[Exercise task]:
Copy all of the material word for word, except for the pictures.

[Stored data]:
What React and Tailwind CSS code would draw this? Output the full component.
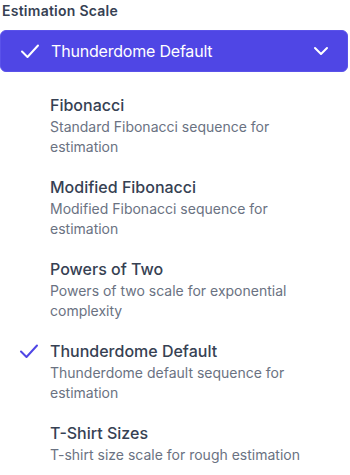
import React from "react";

const items = [
  { title: "Fibonacci", desc: "Standard Fibonacci sequence for estimation" },
  { title: "Modified Fibonacci", desc: "Modified Fibonacci sequence for estimation" },
  { title: "Powers of Two", desc: "Powers of two scale for exponential complexity" },
  { title: "Thunderdome Default", desc: "Thunderdome default sequence for estimation", selected: true },
  { title: "T-Shirt Sizes", desc: "T-shirt size scale for rough estimation" },
];

function Check({ className }) {
  return (
    <svg viewBox="0 0 24 24" width="24" height="24" fill="none" stroke="currentColor" strokeWidth="2" strokeLinecap="round" strokeLinejoin="round" className={className}>
      <path d="M5 12.5 10.5 18 21 6.5" />
    </svg>
  );
}

function Chevron() {
  return (
    <svg viewBox="0 0 24 24" width="24" height="24" fill="none" stroke="currentColor" strokeWidth="2" strokeLinecap="round" strokeLinejoin="round">
      <path d="m6 9 6 6 6-6" />
    </svg>
  );
}

export default function App() {
  return (
    <div className="w-[350px] h-[475px] bg-white overflow-hidden" style={{ fontFamily: "Inter, 'Noto Sans', sans-serif" }}>
      <div className="pl-[2px] pt-px text-sm leading-5 font-semibold tracking-[0.25px] text-gray-700">Estimation Scale</div>
      <button className="mt-[9px] flex w-[348px] h-[42px] items-center rounded-md border border-[#5a52ea] bg-[#4f46e5] pl-4 pr-3.5 text-white">
        <Check />
        <span className="ml-2.5 flex-1 text-left text-base leading-6 tracking-[-0.2px]">Thunderdome Default</span>
        <Chevron />
      </button>
      <ul className="mt-3">
        {items.map((it) => (
          <li key={it.title} className="flex py-[9px] pl-4 pr-8">
            <div className="w-6 shrink-0 text-[#4f46e5]">{it.selected ? <Check /> : null}</div>
            <div className="ml-2.5">
              <div className="text-base leading-6 font-medium text-gray-700">{it.title}</div>
              <div className="text-sm leading-5 text-gray-500">{it.desc}</div>
            </div>
          </li>
        ))}
      </ul>
    </div>
  );
}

[Written solution]:
What React and Tailwind CSS code would draw this? Output the full component.
import React from "react";

const items = [
  { title: "Fibonacci", desc: "Standard Fibonacci sequence for estimation" },
  { title: "Modified Fibonacci", desc: "Modified Fibonacci sequence for estimation" },
  { title: "Powers of Two", desc: "Powers of two scale for exponential complexity" },
  { title: "Thunderdome Default", desc: "Thunderdome default sequence for estimation", selected: true },
  { title: "T-Shirt Sizes", desc: "T-shirt size scale for rough estimation" },
];

function Check({ className }) {
  return (
    <svg viewBox="0 0 24 24" width="24" height="24" fill="none" stroke="currentColor" strokeWidth="2" strokeLinecap="round" strokeLinejoin="round" className={className}>
      <path d="M5 12.5 10.5 18 21 6.5" />
    </svg>
  );
}

function Chevron() {
  return (
    <svg viewBox="0 0 24 24" width="24" height="24" fill="none" stroke="currentColor" strokeWidth="2" strokeLinecap="round" strokeLinejoin="round">
      <path d="m6 9 6 6 6-6" />
    </svg>
  );
}

export default function App() {
  return (
    <div className="w-[350px] h-[475px] bg-white overflow-hidden" style={{ fontFamily: "Inter, 'Noto Sans', sans-serif" }}>
      <div className="pl-[2px] pt-px text-sm leading-5 font-semibold tracking-[0.25px] text-gray-700">Estimation Scale</div>
      <button className="mt-[9px] flex w-[348px] h-[42px] items-center rounded-md border border-[#5a52ea] bg-[#4f46e5] pl-4 pr-3.5 text-white">
        <Check />
        <span className="ml-2.5 flex-1 text-left text-base leading-6 tracking-[-0.2px]">Thunderdome Default</span>
        <Chevron />
      </button>
      <ul className="mt-3">
        {items.map((it) => (
          <li key={it.title} className="flex py-[9px] pl-4 pr-8">
            <div className="w-6 shrink-0 text-[#4f46e5]">{it.selected ? <Check /> : null}</div>
            <div className="ml-2.5">
              <div className="text-base leading-6 font-medium text-gray-700">{it.title}</div>
              <div className="text-sm leading-5 text-gray-500">{it.desc}</div>
            </div>
          </li>
        ))}
      </ul>
    </div>
  );
}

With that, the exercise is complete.